How Optimism May Have Led The Nuggets To Fire Coach Brian Shaw


In a bit of not-very-surprising news, the Denver Nuggets announced Tuesday that they fired head coach Brian Shaw after fewer than two full seasons at the team’s helm and with a winning percentage below .400.

According to ESPN’s Chris Broussard, Shaw was fired in part because he lost the Nuggets’ locker room. “He really never connected with these guys,” Broussard said in a television interview Tuesday. In an ESPN.com story, Ramona Shelburne reported that Shaw had complained to management about the “maturity and professionalism” of a few of Denver’s players. So certainly Shaw’s relationship with his roster didn’t help his chances of remaining the team’s coach.

But our research has also found that performance relative to expectations is a major determinant of whether an NBA coach can keep his job. And in Shaw’s case, he might have been undone by unrealistic expectations before the start of the season.

Back on Oct. 10, the sportsbook Bovada released its over-under win totals for the 2014-15 NBA season, and Denver was listed with an expectation of 41.5 wins. That wasn’t out of step with other preseason Vegas odds. On Oct. 1, the Westgate casino pegged the Nuggets’ over-under at 40.5 wins. And the online book Bwin listed 44.5 as the team’s over-under in August. The prevailing wisdom of Vegas seemed to call for Denver to finish around .500 this season.

Instead, the team is on pace for about 28 wins — whether you look at our power ratings or Basketball-Reference.com’s season simulator. Our model predicts that such a performance in the face of a 42-win Vegas over-under will get a coach fired about 68 percent of the time. In that light, it seems neither surprising nor unjust that Shaw was given the ax.

But the advanced stats weren’t nearly as high on Denver as Vegas was.
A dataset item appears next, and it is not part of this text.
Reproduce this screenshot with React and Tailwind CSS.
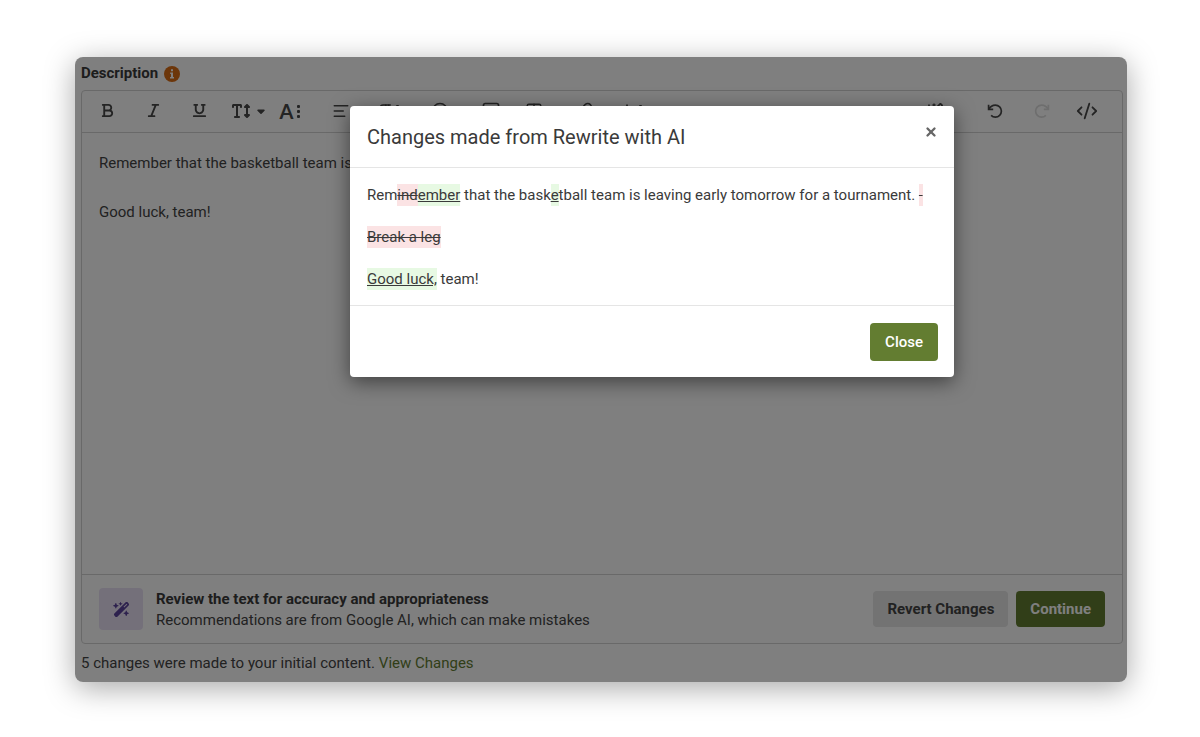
import React, { useState } from 'react';
import { AlignLeft, CodeXml, Image, Link, Pilcrow, Plus, Smile, Table, X } from 'lucide-react';
import { FaBold, FaCaretDown, FaItalic, FaTextHeight, FaUnderline, FaWandMagicSparkles } from 'react-icons/fa6';

// --- ICONS ---
const Dots = () => (
    <svg width="3" height="14" viewBox="0 0 3 14" fill="currentColor">
        <rect y="1" width="3" height="3" rx="1" />
        <rect y="6" width="3" height="3" rx="1" />
        <rect y="11" width="3" height="3" rx="1" />
    </svg>
);

const UndoIcon = ({ className }) => (
    <svg width="16" height="16" viewBox="0 0 16 16" fill="none" stroke="currentColor" strokeWidth="1.7" className={className}>
        <path d="M1.6 1.8v4.6h4.6" />
        <path d="M2 6.2C3.2 3.6 5.6 2.1 8.4 2.1a6 6 0 1 1 0 12c-1.7 0-3.2-.7-4.3-1.8" />
    </svg>
);

// --- TOOLBAR BUTTON ---
const Tool = ({ label, className = 'w-[46px]', children }) => (
    <button type="button" aria-label={label} className={`flex h-full items-center justify-center ${className}`}>
        {children}
    </button>
);

const Toolbar = () => (
    <div className="flex h-[42px] items-center border-b border-[#d2d2d2] px-[2px] pb-[2px] text-[#484848]">
        <Tool label="Bold">
            <FaBold size={15} />
        </Tool>
        <Tool label="Italic">
            <FaItalic size={15} />
        </Tool>
        <Tool label="Underline">
            <FaUnderline size={15} />
        </Tool>
        <Tool label="Font size" className="w-[54px] gap-[5px]">
            <FaTextHeight size={18} />
            <FaCaretDown size={12} />
        </Tool>
        <Tool label="More text" className="w-[28px] gap-1">
            <span className="font-[Lato] text-[20px] leading-none font-bold">A</span>
            <Dots />
        </Tool>
        <Tool label="Align" className="ml-[14px] w-[46px]">
            <AlignLeft size={18} />
        </Tool>
        <Tool label="More paragraph" className="w-[46px] gap-[2px]">
            <Pilcrow size={18} />
            <Dots />
        </Tool>
        <Tool label="Emoticons" className="w-[60px]">
            <Smile size={18} />
        </Tool>
        <Tool label="Insert image" className="w-[42px]">
            <Image size={20} />
        </Tool>
        <Tool label="Insert table" className="w-[44px]">
            <Table size={18} />
        </Tool>
        <Tool label="Insert link" className="w-[56px]">
            <Link size={18} />
        </Tool>
        <Tool label="More rich" className="w-[34px] gap-[2px]">
            <Plus size={20} />
            <Dots />
        </Tool>
        <div className="ml-auto flex h-full pr-2">
            <Tool label="Rewrite with AI" className="w-[74px]">
                <FaWandMagicSparkles size={18} />
            </Tool>
            <Tool label="Undo">
                <UndoIcon />
            </Tool>
            <Tool label="Redo" className="w-[48px] text-[#dcdcdc]">
                <UndoIcon className="-scale-x-100" />
            </Tool>
            <Tool label="Code view" className="w-[46px] pr-1">
                <CodeXml size={22} />
            </Tool>
        </div>
    </div>
);

const Added = ({ children }) => <ins className="bg-[#e7f9e3] py-[2px] underline">{children}</ins>;
const Removed = ({ children }) => <del className="bg-[#fbe3e4] py-[2px] line-through">{children}</del>;

const ChangesModal = ({ onClose }) => (
    <div className="absolute inset-0 flex items-start justify-center overflow-hidden rounded-lg bg-black/50 pt-[49px] pl-[102px]">
        <div role="dialog" aria-labelledby="changes-title" className="w-[604px] rounded-[4px] bg-white text-[#3a3a3a] shadow-[0_5px_20px_rgba(0,0,0,0.5)]">
            <div className="flex items-start justify-between border-b border-[#e5e5e5] pt-4 pr-4 pb-[15px] pl-[17px]">
                <h2 id="changes-title" className="text-[20px] leading-[30px]">Changes made from Rewrite with AI</h2>
                <button type="button" aria-label="Dismiss" onClick={onClose} className="flex h-5 items-center text-[#666]">
                    <X size={14} strokeWidth={4} />
                </button>
            </div>

            <div className="space-y-[21px] border-b border-[#e5e5e5] px-[17px] pt-[17px] pb-[15px] leading-[21px]">
                <p>
                    Rem<Removed>ind</Removed><Added>ember</Added> that the bask<Added>e</Added>tball team is leaving early
                    tomorrow for a tournament. <Removed>&nbsp;</Removed>
                </p>
                <p><Removed>Break a leg</Removed></p>
                <p><Added>Good luck,</Added> team!</p>
            </div>

            <div className="flex justify-end px-4 pt-[17px] pb-4">
                <button type="button" onClick={onClose} className="h-[38px] rounded-[4px] bg-[#637d31] px-[15px] font-medium text-white">
                    Close
                </button>
            </div>
        </div>
    </div>
);

export default function App() {
    const [showChanges, setShowChanges] = useState(true);

    return (
        <div className="min-h-screen bg-white pt-[57px] pr-[73px] pb-[55px] pl-[75px] font-[Roboto,sans-serif] text-[15px] text-[#444]">
            <div className="relative rounded-lg bg-white pr-1 pl-[6px] shadow-[0_6px_30px_rgba(0,0,0,0.35)]">

                {/* LABEL */}
                <div className="flex h-[33px] items-center gap-[6px] font-bold text-[#3a3a3a]">
                    <span>Description</span>
                    <svg width="16" height="16" viewBox="0 0 16 16">
                        <circle cx="8" cy="8" r="8" fill="#d96c14" />
                        <path d="M7 3.2h2v2H7zM6.2 6.5H9V11h1v1.5H6V11h1V8h-.8z" fill="#fff" />
                    </svg>
                </div>

                {/* EDITOR */}
                <div className="rounded-[4px] border border-[#d2d2d2]">
                    <Toolbar />

                    <div className="min-h-[441px] space-y-7 px-[17px] pt-5 leading-[21px]">
                        <p>Remember that the basketball team is leaving early tomorrow for a tournament.</p>
                        <p>Good luck, team!</p>
                    </div>

                    <div className="flex items-center border-t border-[#d2d2d2] px-[17px] py-3">
                        <div className="flex h-[42px] w-[44px] items-center justify-center rounded-[4px] bg-[#e9e1f4] text-[#5b429c]">
                            <FaWandMagicSparkles size={17} />
                        </div>
                        <div className="ml-[13px] pt-[2px] leading-[21px]">
                            <p className="font-bold text-[#3a3a3a]">Review the text for accuracy and appropriateness</p>
                            <p>Recommendations are from Google AI, which can make mistakes</p>
                        </div>
                        <div className="ml-auto flex gap-2 font-bold">
                            <button type="button" className="h-[36px] rounded-[4px] bg-[#e6e6e6] px-[14px]">Revert Changes</button>
                            <button type="button" className="h-[36px] rounded-[4px] bg-[#637d31] px-[14px] text-white">Continue</button>
                        </div>
                    </div>
                </div>

                {/* STATUS */}
                <div className="flex h-[38px] items-center gap-1">
                    <span>5 changes were made to your initial content.</span>
                    <a href="#changes" onClick={() => setShowChanges(true)} className="text-[#637d31]">View Changes</a>
                </div>

                {showChanges && <ChangesModal onClose={() => setShowChanges(false)} />}
            </div>
        </div>
    );
}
Our preseason projections, driven by the same estimates of player talent that fuel our weekly in-season power ratings, looked at the relatively weak supporting cast around Ty Lawson and Danilo Gallinari (including a poor bench) and called for Denver to win only 34 games this season.
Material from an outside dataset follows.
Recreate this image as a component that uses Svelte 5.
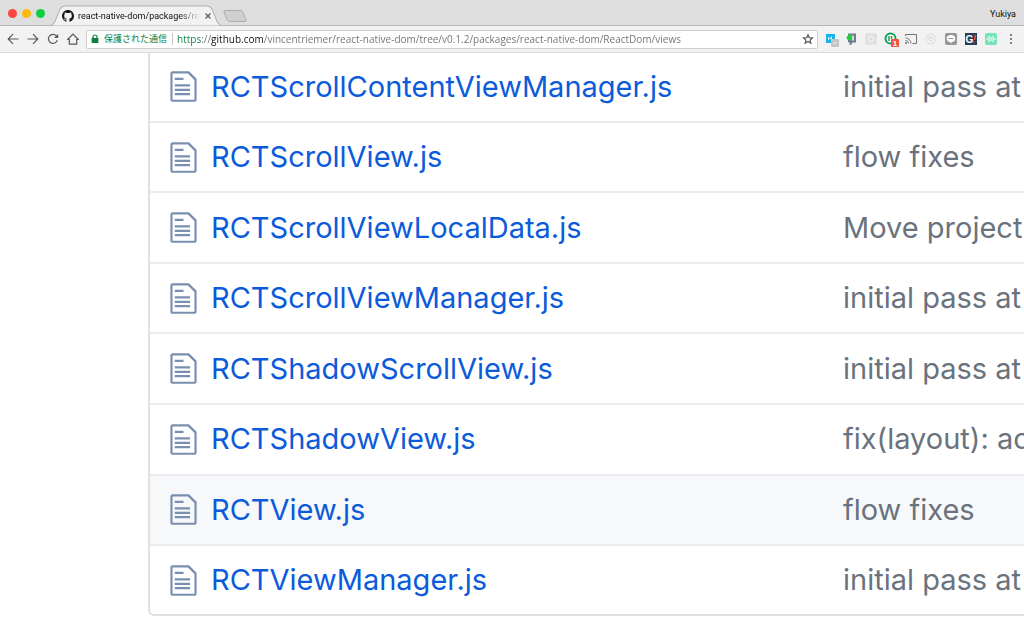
<script lang="ts">
  interface FileRow {
    name: string;
    message: string;
  }

  const files: FileRow[] = [
    { name: "RCTScrollContentViewManager.js", message: "initial pass at" },
    { name: "RCTScrollView.js", message: "flow fixes" },
    { name: "RCTScrollViewLocalData.js", message: "Move project" },
    { name: "RCTScrollViewManager.js", message: "initial pass at" },
    { name: "RCTShadowScrollView.js", message: "initial pass at" },
    { name: "RCTShadowView.js", message: "fix(layout): ac" },
    { name: "RCTView.js", message: "flow fixes" },
    { name: "RCTViewManager.js", message: "initial pass at" },
  ];

  let current = $state("RCTView.js");
  let url = $state(
    "https://github.com/vincentriemer/react-native-dom/tree/v0.1.2/packages/react-native-dom/ReactDom/views"
  );
</script>

<div class="window">
  <header>
    <div class="tabstrip">
      <div class="lights">
        <button class="light close" aria-label="Close window"></button>
        <button class="light minimize" aria-label="Minimize window"></button>
        <button class="light zoom" aria-label="Zoom window"></button>
      </div>
      <div class="tab">
        <svg class="shape" viewBox="0 0 170 22" preserveAspectRatio="none" aria-hidden="true">
          <path d="M0 22C3 21 4 19 5 17L10 4Q12 1 15 1H155Q158 1 160 4L165 17C166 19 167 21 170 22Z" fill="#f2f2f2" stroke="#b0b0b0" />
        </svg>
        <svg class="favicon" viewBox="0 0 16 16" aria-hidden="true">
          <path d="M8 0C3.58 0 0 3.58 0 8c0 3.54 2.29 6.53 5.47 7.59.4.07.55-.17.55-.38 0-.19-.01-.82-.01-1.49-2.01.37-2.53-.49-2.69-.94-.09-.23-.48-.94-.82-1.13-.28-.15-.68-.52-.01-.53.63-.01 1.08.58 1.23.82.72 1.21 1.87.87 2.33.66.07-.52.28-.87.51-1.07-1.78-.2-3.64-.89-3.64-3.95 0-.87.31-1.59.82-2.15-.08-.2-.36-1.02.08-2.12 0 0 .67-.21 2.2.82.64-.18 1.32-.27 2-.27s1.36.09 2 .27c1.53-1.04 2.2-.82 2.2-.82.44 1.1.16 1.92.08 2.12.51.56.82 1.27.82 2.15 0 3.07-1.87 3.75-3.65 3.95.29.25.54.73.54 1.48 0 1.07-.01 1.93-.01 2.2 0 .21.15.46.55.38A8.01 8.01 0 0 0 16 8c0-4.42-3.58-8-8-8z" fill="#191717" />
        </svg>
        <span class="title">react-native-dom/packages/re</span>
        <button class="tab-close" aria-label="Close tab">
          <svg viewBox="0 0 8 8"><path d="M1.500 1.500L6.500 6.500M6.500 1.500L1.500 6.500" stroke="#5a5a5a" stroke-width="1.2" /></svg>
        </button>
      </div>
      <button class="new-tab" aria-label="New tab">
        <svg viewBox="0 0 26 14"><path d="M3 1.500H18Q20 1.500 21 3.500L24 11Q24.500 12.500 23 12.500H8Q6 12.500 5 10.500L2 3Q1.500 1.500 3 1.500Z" fill="#d0d0d0" stroke="#acacac" /></svg>
      </button>
      <span class="profile">Yukiya</span>
    </div>

    <div class="toolbar">
      <nav>
        <button aria-label="Back"><svg viewBox="0 0 12 12"><path d="M11.500 6H1.500M6 1.200L1.200 6L6 10.800" /></svg></button>
        <button aria-label="Forward"><svg viewBox="0 0 12 12"><path d="M.5 6H10.500M6 1.200L10.800 6L6 10.800" /></svg></button>
        <button aria-label="Reload"><svg viewBox="0 0 12 12"><path d="M10.300 7.200A4.500 4.500 0 1 1 9.300 2.900L10.500 4.200" /><path d="M11.200 .8V5H7Z" fill="#5a5a5a" stroke="none" /></svg></button>
        <button aria-label="Home"><svg viewBox="0 0 12 12"><path d="M.7 6.500L6 1.200L11.300 6.500H9.700V11.200H2.300V6.500Z" /></svg></button>
      </nav>
      <div class="omnibox">
        <svg class="lock" viewBox="0 0 8 10" aria-hidden="true"><path d="M2 4.500V3a2 2 0 0 1 4 0V4.500" fill="none" stroke="#0b8043" stroke-width="1.200" /><rect x=".6" y="4" width="6.800" height="5" rx=".6" fill="#0b8043" /></svg>
        <label for="url">保護された通信</label>
        <input id="url" type="text" spellcheck="false" bind:value={url} />
        <button aria-label="Bookmark this page">
          <svg viewBox="0 0 12 12"><path d="M6 1.800L7.200 4.700L10.500 5L8.100 7.100L8.800 10.200L6 8.500L3.200 10.200L3.900 7.100L1.500 5L4.800 4.700Z" /></svg>
        </button>
      </div>
      <div class="extensions">
        <button aria-label="Notes">
          <svg viewBox="0 0 16 16"><path d="M3 3H12V8H8V12H3Z" fill="#12b4ea" /><path d="M5.500 9V6.500L8.500 8V5.500" fill="none" stroke="#e4f7fd" stroke-width="1" /><rect x="8" y="8" width="8" height="8" rx="1" fill="#c4c4c4" /><path d="M10.500 12H13.500" stroke="#fff" /></svg>
        </button>
        <button aria-label="Evernote">
          <svg viewBox="0 0 16 16"><path d="M5 2.500H13V11.500H9.500L8 14H6.500L7 11.500H5Z" fill="#6f7b8c" /><path d="M8.500 4.500H11V9.500H8.500Z" fill="#cfd6de" /><path d="M3.500 6L7 3H9V9H5Q3.500 8.500 3.500 6Z" fill="#22cf38" /></svg>
        </button>
        <button aria-label="React developer tools">
          <svg viewBox="0 0 16 16"><rect x="2.500" y="2.500" width="11" height="11" rx="1" fill="#d9d9d9" /><g fill="none" stroke="#f0f0f0" stroke-width=".8"><ellipse cx="8" cy="8" rx="4.500" ry="1.800" /><ellipse cx="8" cy="8" rx="4.500" ry="1.800" transform="rotate(60 8 8)" /><ellipse cx="8" cy="8" rx="4.500" ry="1.800" transform="rotate(120 8 8)" /></g></svg>
        </button>
        <button aria-label="Feed, 1 new">
          <svg viewBox="0 0 16 16"><circle cx="7.500" cy="7.500" r="5" fill="#fff" stroke="#18a05a" stroke-width="2" /><path d="M6 5V10M8.500 5V8" stroke="#18a05a" stroke-width="1.500" /><rect x="8" y="8" width="8" height="8" rx="1" fill="#f2543d" /><text x="12" y="15" fill="#fff" font-size="8" font-weight="700" text-anchor="middle">1</text></svg>
        </button>
        <button aria-label="Cast">
          <svg viewBox="0 0 16 16" fill="none" stroke="#757575"><path d="M2.500 5V3.500H13.500V12.500H9.500M2.500 7A5.500 5.500 0 0 1 8 12.500M2.500 9.500A3 3 0 0 1 5.500 12.500" /><circle cx="3" cy="12" r=".6" fill="#757575" /></svg>
        </button>
        <button aria-label="Radar">
          <svg viewBox="0 0 16 16" fill="none" stroke="#dcdcdc"><circle cx="8" cy="8" r="5" /><circle cx="8" cy="8" r="2" /><path d="M4 4L8 8" /></svg>
        </button>
        <button aria-label="Line">
          <svg viewBox="0 0 16 16"><rect x="2" y="2" width="12" height="12" rx="2" fill="#969696" /><ellipse cx="8" cy="7.500" rx="4.300" ry="3.500" fill="#fff" /><path d="M6 9.500H10L8 12.500Z" fill="#fff" /><path d="M5.500 7.500H10.500" stroke="#969696" /></svg>
        </button>
        <button aria-label="Gyazo">
          <svg viewBox="0 0 16 16"><rect x="2" y="2" width="12" height="12" fill="#263f5d" /><text x="6.500" y="11.500" fill="#fff" font-size="10" font-weight="700" text-anchor="middle">G</text><path d="M12.500 4L11.500 9M11 10.500V12" stroke="#f04a3c" stroke-width="1.500" /></svg>
        </button>
        <button aria-label="Voice">
          <svg viewBox="0 0 16 16"><rect x="2" y="2" width="12" height="12" rx="2" fill="#77e3b8" /><path d="M4 7V9M6 5V11M8 6V10M10 5V11M12 7V9" stroke="#eefcf6" stroke-width="1.200" /></svg>
        </button>
        <button aria-label="Menu">
          <svg viewBox="0 0 16 16" fill="#5a5a5a"><circle cx="8" cy="4" r="1" /><circle cx="8" cy="8" r="1" /><circle cx="8" cy="12" r="1" /></svg>
        </button>
      </div>
    </div>
  </header>

  <main>
    <div class="files">
      <table>
        <tbody>
          {#each files as file (file.name)}
            <tr class:current={file.name === current} onmouseenter={() => (current = file.name)}>
              <td class="icon">
                <svg viewBox="0 0 12 16" aria-hidden="true">
                  <path d="M6 5H2V4h4v1zM2 8h7V7H2v1zm0 2h7V9H2v1zm0 2h7v-1H2v1zm10-7.500V14c0 .55-.45 1-1 1H1c-.55 0-1-.45-1-1V2c0-.55.45-1 1-1h7.500L12 4.500zM11 5L8 2H1v12h10V5z" />
                </svg>
              </td>
              <td class="name"><a href={"#" + file.name}>{file.name}</a></td>
              <td class="message">{file.message}</td>
            </tr>
          {/each}
        </tbody>
      </table>
    </div>
  </main>
</div>

<style>
  :global(body) {
    margin: 0;
    background: #fff;
  }
  .window {
    display: flex;
    flex-direction: column;
    height: 100vh;
    overflow: hidden;
    font-family: Inter, "Noto Sans CJK JP", sans-serif;
  }
  header {
    font-family: Roboto, "Noto Sans CJK JP", sans-serif;
  }
  button {
    border: 0;
    padding: 0;
    background: none;
    flex: none;
  }
  svg {
    display: block;
  }
  .tabstrip {
    display: flex;
    align-items: center;
    height: 26px;
    box-sizing: border-box;
    border-bottom: 1px solid #b8b8b8;
    background: #dedede;
  }
  .lights {
    display: flex;
    gap: 5px;
    padding: 2px 0 0 8px;
  }
  .light {
    width: 9px;
    height: 9px;
    border-radius: 50%;
  }
  .light.close {
    background: #fc4642;
  }
  .light.minimize {
    background: #fdbc0b;
  }
  .light.zoom {
    background: #0fcf3f;
  }
  .tab {
    position: relative;
    display: flex;
    align-items: center;
    align-self: flex-end;
    gap: 4px;
    width: 172px;
    height: 21px;
    box-sizing: border-box;
    margin: 0 0 -1px 5px;
    padding: 0 10px 0 12px;
  }
  .shape {
    position: absolute;
    inset: 0;
    width: 100%;
    height: 100%;
  }
  .favicon,
  .title,
  .tab-close {
    position: relative;
  }
  .favicon {
    flex: none;
    width: 12px;
    height: 12px;
  }
  .title {
    flex: 1;
    overflow: hidden;
    white-space: nowrap;
    font-size: 9px;
    color: #111;
    mask-image: linear-gradient(to right, #000 calc(100% - 20px), transparent);
  }
  .tab-close svg {
    width: 8px;
    height: 8px;
  }
  .new-tab svg {
    width: 26px;
    height: 14px;
  }
  .new-tab {
    margin-top: 7px;
  }
  .profile {
    margin-left: auto;
    padding: 2px 8px 0 0;
    font-size: 9px;
    color: #111;
  }
  .toolbar {
    display: flex;
    align-items: center;
    height: 27px;
    box-sizing: border-box;
    border-bottom: 1px solid #dadada;
    background: #f2f2f2;
  }
  nav {
    display: flex;
    gap: 8px;
    padding: 0 7px;
  }
  nav svg,
  .omnibox button svg {
    width: 12px;
    height: 12px;
    fill: none;
    stroke: #5a5a5a;
    stroke-width: 1.2;
  }
  .omnibox {
    display: flex;
    flex: 1;
    align-items: center;
    min-width: 0;
    height: 19px;
    box-sizing: border-box;
    border: 1px solid #cfcfcf;
    border-radius: 2px;
    padding: 0 3px 0 4px;
    background: #fff;
  }
  .lock {
    flex: none;
    width: 8px;
    height: 10px;
    margin-right: 5px;
  }
  label {
    flex: none;
    border-right: 1px solid #c4c4c4;
    padding-right: 5px;
    font-size: 9px;
    line-height: 12px;
    color: #0b8043;
  }
  input {
    flex: 1;
    min-width: 0;
    border: 0;
    outline: 0;
    padding: 0;
    margin-left: 4px;
    font: 10px "Open Sans", sans-serif;
    color: transparent;
    caret-color: #222;
    /* scheme, separator, host and path each get their own colour */
    background: linear-gradient(to right, #0b8043 25px, #707070 25px 34px, #111 34px 87px, #707070 87px);
    background-clip: text;
  }
  .extensions {
    display: flex;
    gap: 4px;
    padding: 0 5px;
  }
  .extensions svg {
    width: 16px;
    height: 16px;
  }
  main {
    display: flex;
    flex: 1;
    min-height: 0;
    padding: 0 0 8px 148px;
  }
  .files {
    display: flex;
    flex: 1;
    min-width: 0;
    overflow: hidden;
    border: 2px solid #dfe2e5;
    border-width: 0 0 2px 2px;
    border-radius: 0 0 0 6px;
  }
  table {
    width: 100%;
    table-layout: fixed;
    border-collapse: collapse;
  }
  tr + tr td {
    border-top: 2px solid #eaecef;
  }
  td {
    overflow: hidden;
    padding: 0;
    white-space: nowrap;
    font-size: 29px;
    line-height: 40px;
  }
  .current {
    background: #f6f8fa;
  }
  .icon {
    width: 61px;
  }
  .icon svg {
    width: 27px;
    height: 35px;
    margin-left: 20px;
    fill: #7a8fb0;
  }
  .name {
    width: 632px;
  }
  .name a {
    color: #0b5bdb;
    text-decoration: none;
  }
  .message {
    color: #6a737d;
  }
</style>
You might think there isn’t much difference between undershooting your projections by six games and missing them by 14, but a coach in the former scenario traditionally gets fired only 46 percent of the time. In other words, had Denver’s preseason expectations been more realistic from the get-go, Shaw’s odds of being fired would conceivably have gone from greater than two-thirds to less than one-half.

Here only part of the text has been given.